**DATA SHOWN**
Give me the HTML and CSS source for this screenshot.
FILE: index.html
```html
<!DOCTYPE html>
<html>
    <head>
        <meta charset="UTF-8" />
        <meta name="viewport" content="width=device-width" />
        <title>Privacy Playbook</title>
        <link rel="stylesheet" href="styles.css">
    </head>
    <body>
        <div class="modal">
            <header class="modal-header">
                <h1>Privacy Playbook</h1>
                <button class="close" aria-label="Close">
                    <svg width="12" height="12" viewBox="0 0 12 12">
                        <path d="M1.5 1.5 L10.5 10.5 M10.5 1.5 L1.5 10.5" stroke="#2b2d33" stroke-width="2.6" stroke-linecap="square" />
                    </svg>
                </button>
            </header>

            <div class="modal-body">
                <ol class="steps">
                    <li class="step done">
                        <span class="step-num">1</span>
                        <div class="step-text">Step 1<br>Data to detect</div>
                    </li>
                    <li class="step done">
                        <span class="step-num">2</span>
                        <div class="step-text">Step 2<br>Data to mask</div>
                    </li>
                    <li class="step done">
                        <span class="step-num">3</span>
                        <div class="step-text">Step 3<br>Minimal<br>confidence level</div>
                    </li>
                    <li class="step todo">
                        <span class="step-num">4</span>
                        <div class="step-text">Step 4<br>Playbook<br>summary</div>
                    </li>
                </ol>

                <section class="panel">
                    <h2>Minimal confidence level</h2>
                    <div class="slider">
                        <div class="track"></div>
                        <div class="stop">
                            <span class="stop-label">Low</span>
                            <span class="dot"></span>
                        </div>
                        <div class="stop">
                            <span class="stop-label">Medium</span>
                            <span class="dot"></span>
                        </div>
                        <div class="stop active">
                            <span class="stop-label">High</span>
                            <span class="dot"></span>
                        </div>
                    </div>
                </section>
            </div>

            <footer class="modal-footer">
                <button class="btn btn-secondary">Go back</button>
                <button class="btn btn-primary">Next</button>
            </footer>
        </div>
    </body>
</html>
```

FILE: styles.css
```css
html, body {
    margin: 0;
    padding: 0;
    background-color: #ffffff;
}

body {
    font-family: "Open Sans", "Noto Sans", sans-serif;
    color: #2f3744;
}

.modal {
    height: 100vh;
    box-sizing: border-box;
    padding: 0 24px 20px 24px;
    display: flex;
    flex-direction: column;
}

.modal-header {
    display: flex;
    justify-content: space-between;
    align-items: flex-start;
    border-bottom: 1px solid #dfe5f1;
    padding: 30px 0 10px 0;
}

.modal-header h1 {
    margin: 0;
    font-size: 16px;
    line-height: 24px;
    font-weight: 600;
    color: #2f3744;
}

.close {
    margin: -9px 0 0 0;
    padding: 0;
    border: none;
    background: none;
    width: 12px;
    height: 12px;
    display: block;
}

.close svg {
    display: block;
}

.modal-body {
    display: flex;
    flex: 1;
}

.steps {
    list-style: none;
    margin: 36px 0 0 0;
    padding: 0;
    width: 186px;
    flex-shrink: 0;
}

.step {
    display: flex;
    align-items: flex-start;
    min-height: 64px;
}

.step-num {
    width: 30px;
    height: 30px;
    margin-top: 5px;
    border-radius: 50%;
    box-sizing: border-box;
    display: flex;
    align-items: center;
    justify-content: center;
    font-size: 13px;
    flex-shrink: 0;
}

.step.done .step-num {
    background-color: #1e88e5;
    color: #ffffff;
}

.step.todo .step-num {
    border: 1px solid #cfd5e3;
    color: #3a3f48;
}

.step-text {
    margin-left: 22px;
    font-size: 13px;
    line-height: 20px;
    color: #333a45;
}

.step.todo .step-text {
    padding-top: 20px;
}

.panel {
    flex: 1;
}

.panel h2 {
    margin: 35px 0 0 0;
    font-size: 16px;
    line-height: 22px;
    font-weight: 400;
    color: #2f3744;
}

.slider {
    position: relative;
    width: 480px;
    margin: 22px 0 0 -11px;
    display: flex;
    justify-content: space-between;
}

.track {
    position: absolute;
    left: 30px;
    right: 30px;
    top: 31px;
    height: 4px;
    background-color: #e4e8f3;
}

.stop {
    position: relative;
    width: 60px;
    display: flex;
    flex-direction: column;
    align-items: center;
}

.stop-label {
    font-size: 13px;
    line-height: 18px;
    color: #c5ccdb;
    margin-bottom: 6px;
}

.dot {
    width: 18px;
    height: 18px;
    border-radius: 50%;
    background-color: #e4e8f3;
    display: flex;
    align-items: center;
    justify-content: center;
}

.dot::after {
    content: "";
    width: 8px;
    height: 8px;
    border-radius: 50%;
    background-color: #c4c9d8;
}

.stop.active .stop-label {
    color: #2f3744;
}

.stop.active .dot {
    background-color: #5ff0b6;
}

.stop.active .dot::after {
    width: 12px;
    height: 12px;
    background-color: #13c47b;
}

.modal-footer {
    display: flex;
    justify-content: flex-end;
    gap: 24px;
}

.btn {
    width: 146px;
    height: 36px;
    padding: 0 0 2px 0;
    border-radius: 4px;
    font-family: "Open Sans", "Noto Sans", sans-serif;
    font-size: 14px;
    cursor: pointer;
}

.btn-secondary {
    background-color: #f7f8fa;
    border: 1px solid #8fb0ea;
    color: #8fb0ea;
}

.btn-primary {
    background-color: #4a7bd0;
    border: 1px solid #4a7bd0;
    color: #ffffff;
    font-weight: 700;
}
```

==

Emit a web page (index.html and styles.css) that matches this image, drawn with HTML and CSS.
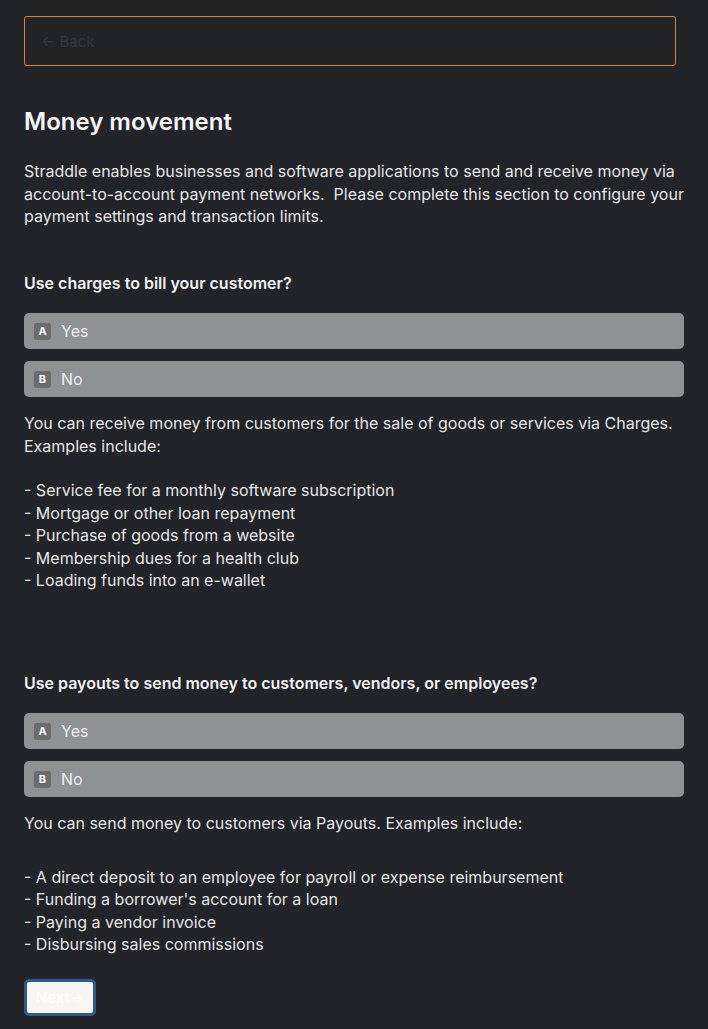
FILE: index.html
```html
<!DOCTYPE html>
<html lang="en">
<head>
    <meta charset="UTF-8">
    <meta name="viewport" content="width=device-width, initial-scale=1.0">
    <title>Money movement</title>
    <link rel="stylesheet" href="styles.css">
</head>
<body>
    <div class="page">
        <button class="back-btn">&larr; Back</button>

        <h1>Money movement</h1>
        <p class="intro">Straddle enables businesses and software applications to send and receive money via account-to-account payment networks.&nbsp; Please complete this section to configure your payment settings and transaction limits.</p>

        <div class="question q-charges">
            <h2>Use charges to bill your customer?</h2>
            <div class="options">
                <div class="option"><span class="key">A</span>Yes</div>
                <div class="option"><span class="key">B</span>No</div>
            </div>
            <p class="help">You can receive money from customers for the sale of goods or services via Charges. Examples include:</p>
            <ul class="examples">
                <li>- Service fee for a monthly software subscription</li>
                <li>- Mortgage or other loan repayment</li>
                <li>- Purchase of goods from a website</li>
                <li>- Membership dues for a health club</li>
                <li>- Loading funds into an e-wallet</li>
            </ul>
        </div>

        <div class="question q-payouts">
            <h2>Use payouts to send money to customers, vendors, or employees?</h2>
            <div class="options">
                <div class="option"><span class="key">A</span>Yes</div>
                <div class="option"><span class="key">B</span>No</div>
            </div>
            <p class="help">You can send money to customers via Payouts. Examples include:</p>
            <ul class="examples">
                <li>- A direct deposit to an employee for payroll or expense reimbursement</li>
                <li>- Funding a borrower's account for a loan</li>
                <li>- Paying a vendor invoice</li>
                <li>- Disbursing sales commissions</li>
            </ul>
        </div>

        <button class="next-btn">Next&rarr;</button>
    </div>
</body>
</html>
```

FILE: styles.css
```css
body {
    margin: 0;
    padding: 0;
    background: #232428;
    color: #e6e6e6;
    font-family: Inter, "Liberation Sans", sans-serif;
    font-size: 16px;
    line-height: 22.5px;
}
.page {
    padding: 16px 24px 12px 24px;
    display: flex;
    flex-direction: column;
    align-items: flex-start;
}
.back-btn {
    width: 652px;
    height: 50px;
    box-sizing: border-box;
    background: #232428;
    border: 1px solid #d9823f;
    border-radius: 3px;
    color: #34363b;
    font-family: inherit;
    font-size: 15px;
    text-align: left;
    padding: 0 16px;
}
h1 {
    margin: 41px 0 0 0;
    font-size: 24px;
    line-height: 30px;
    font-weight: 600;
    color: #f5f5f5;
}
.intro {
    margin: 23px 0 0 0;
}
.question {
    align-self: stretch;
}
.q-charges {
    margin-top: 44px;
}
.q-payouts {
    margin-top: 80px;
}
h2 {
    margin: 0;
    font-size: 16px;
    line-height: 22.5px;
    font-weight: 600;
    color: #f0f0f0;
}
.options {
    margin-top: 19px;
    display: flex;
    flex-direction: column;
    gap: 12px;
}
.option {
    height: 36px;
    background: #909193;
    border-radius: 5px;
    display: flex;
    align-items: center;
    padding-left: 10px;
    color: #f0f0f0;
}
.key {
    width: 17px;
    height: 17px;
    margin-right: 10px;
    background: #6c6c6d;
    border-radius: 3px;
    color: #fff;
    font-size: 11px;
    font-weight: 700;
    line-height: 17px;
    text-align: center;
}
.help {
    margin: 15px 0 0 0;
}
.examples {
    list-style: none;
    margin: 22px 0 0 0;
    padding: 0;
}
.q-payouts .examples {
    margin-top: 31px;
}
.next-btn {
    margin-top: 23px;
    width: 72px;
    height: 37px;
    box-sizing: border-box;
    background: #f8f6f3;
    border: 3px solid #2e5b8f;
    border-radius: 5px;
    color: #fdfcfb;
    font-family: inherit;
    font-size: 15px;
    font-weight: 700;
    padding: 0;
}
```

**YOUR TASK**
Find the lines that include the string "styles", then copy each of them.

**RESPONSE**
        <link rel="stylesheet" href="styles.css">
FILE: styles.css
Emit a web page (index.html and styles.css) that matches this image, drawn with HTML and CSS.
    <link rel="stylesheet" href="styles.css">
FILE: styles.css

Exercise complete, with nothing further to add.